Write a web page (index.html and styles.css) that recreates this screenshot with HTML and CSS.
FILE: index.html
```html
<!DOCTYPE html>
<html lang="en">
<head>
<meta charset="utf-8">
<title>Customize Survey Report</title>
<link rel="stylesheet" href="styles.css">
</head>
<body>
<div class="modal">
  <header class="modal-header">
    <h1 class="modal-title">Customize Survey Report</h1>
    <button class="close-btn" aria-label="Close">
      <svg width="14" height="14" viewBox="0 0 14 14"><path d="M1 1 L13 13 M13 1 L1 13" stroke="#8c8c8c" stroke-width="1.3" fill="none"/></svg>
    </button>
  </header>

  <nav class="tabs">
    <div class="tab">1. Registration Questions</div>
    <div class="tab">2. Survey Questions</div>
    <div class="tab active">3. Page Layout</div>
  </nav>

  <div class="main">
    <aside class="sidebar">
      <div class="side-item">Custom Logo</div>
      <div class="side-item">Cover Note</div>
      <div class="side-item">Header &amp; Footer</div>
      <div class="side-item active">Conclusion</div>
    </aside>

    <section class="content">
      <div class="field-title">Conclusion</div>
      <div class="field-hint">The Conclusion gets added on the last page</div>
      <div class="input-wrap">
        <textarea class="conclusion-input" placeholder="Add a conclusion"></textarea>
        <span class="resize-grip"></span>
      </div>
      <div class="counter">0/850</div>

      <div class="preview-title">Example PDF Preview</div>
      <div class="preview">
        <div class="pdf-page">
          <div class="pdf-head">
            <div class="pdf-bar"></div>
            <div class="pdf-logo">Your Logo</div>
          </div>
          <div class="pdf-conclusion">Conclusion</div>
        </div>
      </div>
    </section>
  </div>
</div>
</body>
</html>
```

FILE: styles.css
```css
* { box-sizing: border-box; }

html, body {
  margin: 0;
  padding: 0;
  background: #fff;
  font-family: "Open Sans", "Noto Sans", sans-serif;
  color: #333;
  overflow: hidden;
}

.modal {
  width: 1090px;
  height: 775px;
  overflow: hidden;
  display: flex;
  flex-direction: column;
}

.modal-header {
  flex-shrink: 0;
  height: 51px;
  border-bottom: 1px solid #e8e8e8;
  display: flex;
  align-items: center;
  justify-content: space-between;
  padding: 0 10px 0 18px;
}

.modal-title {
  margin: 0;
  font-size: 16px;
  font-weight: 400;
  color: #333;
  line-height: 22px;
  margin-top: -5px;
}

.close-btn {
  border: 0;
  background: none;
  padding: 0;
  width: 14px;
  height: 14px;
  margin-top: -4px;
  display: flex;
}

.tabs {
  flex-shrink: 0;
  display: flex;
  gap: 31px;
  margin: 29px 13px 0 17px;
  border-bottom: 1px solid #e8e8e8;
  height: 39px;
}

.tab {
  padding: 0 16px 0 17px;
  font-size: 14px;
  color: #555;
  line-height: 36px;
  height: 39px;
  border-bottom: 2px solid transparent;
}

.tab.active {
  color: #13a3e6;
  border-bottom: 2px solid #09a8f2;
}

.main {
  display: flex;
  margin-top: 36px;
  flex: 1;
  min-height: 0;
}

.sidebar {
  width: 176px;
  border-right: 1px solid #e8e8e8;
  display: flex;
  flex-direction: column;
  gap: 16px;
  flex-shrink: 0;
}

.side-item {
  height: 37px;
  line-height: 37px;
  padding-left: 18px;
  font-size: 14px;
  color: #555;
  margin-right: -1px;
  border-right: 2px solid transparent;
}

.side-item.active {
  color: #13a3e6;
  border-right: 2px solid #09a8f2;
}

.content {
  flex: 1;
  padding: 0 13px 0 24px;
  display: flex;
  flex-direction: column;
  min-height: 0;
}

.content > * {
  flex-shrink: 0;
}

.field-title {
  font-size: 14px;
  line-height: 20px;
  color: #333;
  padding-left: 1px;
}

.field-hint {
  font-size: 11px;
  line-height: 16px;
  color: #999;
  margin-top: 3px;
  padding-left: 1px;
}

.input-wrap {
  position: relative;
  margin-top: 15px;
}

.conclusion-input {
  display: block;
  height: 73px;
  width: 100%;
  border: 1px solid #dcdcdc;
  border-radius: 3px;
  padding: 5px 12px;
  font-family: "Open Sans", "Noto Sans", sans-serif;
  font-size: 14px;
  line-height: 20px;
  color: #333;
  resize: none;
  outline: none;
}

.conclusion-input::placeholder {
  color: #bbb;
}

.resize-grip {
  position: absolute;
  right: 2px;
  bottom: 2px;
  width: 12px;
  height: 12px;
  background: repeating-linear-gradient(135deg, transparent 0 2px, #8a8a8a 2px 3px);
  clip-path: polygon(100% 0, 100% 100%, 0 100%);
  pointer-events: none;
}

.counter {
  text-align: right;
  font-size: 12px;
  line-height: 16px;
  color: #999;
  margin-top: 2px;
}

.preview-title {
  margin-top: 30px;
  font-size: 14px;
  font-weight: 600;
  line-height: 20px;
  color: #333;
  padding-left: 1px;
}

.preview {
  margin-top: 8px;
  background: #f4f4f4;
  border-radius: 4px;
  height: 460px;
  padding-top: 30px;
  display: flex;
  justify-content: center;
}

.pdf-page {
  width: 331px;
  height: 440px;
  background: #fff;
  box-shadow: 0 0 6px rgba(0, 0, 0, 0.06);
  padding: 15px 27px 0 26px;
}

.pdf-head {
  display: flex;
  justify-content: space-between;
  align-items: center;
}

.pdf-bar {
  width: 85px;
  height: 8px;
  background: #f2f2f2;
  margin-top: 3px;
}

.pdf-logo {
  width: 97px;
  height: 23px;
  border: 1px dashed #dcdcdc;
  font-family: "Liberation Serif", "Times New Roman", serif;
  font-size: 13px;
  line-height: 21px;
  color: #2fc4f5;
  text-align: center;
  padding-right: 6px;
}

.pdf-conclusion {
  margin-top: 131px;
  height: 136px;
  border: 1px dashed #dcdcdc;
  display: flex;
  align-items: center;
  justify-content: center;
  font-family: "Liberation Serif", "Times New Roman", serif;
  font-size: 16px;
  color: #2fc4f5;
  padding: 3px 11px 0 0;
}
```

------------------------------------------------

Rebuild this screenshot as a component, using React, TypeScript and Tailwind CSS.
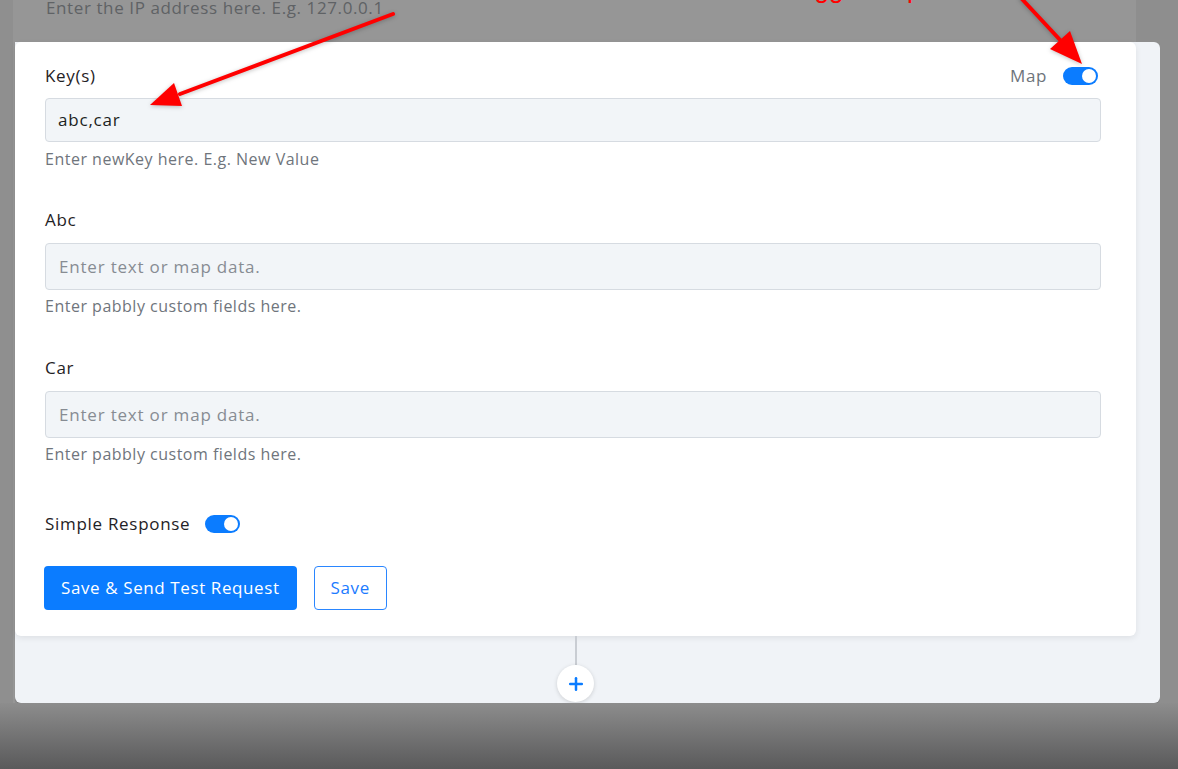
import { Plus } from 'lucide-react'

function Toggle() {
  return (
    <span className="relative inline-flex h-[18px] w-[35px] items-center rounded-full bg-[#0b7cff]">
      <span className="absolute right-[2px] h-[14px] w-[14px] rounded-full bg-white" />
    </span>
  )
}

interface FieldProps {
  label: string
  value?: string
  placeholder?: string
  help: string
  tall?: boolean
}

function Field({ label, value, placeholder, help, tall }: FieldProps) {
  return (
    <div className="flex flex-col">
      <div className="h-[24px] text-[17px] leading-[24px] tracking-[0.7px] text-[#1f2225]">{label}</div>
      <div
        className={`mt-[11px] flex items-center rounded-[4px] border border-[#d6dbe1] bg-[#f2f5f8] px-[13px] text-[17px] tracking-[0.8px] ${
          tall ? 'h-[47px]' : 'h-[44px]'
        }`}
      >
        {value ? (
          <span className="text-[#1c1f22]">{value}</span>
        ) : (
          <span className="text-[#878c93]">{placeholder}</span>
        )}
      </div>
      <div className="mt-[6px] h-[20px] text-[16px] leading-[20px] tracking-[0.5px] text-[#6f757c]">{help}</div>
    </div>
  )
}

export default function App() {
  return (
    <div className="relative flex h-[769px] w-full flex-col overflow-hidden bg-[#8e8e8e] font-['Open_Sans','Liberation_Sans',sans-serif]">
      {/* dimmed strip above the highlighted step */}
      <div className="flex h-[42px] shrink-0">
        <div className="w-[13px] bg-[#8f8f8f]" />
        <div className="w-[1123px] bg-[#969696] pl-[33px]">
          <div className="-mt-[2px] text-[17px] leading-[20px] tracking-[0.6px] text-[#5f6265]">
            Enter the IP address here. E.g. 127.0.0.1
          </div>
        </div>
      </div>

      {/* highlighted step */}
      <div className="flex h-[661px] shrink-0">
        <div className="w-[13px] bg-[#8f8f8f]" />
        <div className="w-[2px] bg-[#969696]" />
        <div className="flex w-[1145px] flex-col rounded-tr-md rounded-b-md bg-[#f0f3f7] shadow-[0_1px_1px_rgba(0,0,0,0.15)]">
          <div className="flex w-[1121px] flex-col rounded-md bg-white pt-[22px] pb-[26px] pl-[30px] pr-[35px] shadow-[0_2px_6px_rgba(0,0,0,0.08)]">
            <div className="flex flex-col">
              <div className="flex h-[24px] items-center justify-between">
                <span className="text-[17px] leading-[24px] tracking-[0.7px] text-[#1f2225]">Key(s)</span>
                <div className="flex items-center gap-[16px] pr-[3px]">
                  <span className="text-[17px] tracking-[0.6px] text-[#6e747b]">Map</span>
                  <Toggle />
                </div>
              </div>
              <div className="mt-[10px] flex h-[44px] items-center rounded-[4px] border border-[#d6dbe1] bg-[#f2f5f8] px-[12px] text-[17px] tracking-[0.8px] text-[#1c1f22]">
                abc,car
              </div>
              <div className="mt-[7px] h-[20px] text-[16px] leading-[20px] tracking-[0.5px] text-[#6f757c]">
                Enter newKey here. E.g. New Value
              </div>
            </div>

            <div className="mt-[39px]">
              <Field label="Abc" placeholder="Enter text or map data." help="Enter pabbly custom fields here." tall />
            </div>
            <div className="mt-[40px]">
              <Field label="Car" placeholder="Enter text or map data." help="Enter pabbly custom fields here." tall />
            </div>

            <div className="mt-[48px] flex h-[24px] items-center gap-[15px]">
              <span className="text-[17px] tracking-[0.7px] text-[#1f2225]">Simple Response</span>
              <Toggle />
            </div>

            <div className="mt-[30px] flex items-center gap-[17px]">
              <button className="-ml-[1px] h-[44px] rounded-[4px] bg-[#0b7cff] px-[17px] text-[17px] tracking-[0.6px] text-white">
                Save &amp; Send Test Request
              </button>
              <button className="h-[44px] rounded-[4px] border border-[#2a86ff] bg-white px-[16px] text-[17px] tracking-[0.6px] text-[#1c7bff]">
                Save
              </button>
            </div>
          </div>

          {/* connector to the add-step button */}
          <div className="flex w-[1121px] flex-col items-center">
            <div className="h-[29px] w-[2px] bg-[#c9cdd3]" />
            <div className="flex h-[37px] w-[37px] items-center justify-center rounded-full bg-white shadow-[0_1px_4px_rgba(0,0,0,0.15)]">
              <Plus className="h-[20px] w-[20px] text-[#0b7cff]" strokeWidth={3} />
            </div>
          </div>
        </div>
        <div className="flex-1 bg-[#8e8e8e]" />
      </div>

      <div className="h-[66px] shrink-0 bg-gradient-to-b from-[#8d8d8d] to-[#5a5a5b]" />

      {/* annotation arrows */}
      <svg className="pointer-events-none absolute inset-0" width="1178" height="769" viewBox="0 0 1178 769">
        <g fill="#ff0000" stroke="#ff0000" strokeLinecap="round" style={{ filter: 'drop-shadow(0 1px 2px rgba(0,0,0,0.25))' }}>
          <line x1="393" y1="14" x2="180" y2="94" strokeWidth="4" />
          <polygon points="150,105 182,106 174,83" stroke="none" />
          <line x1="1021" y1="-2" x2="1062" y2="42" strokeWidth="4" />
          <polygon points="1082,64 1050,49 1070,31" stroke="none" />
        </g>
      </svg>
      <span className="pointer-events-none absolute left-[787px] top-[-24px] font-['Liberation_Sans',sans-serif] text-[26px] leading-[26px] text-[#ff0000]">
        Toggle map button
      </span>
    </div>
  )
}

------------------------------------------------

## PROMPT:
In the entries above, find each line with the word "screenshot" and copy it.

## RESPONSE TO THIS EXERCISE:
Write a web page (index.html and styles.css) that recreates this screenshot with HTML and CSS.
Rebuild this screenshot as a component, using React, TypeScript and Tailwind CSS.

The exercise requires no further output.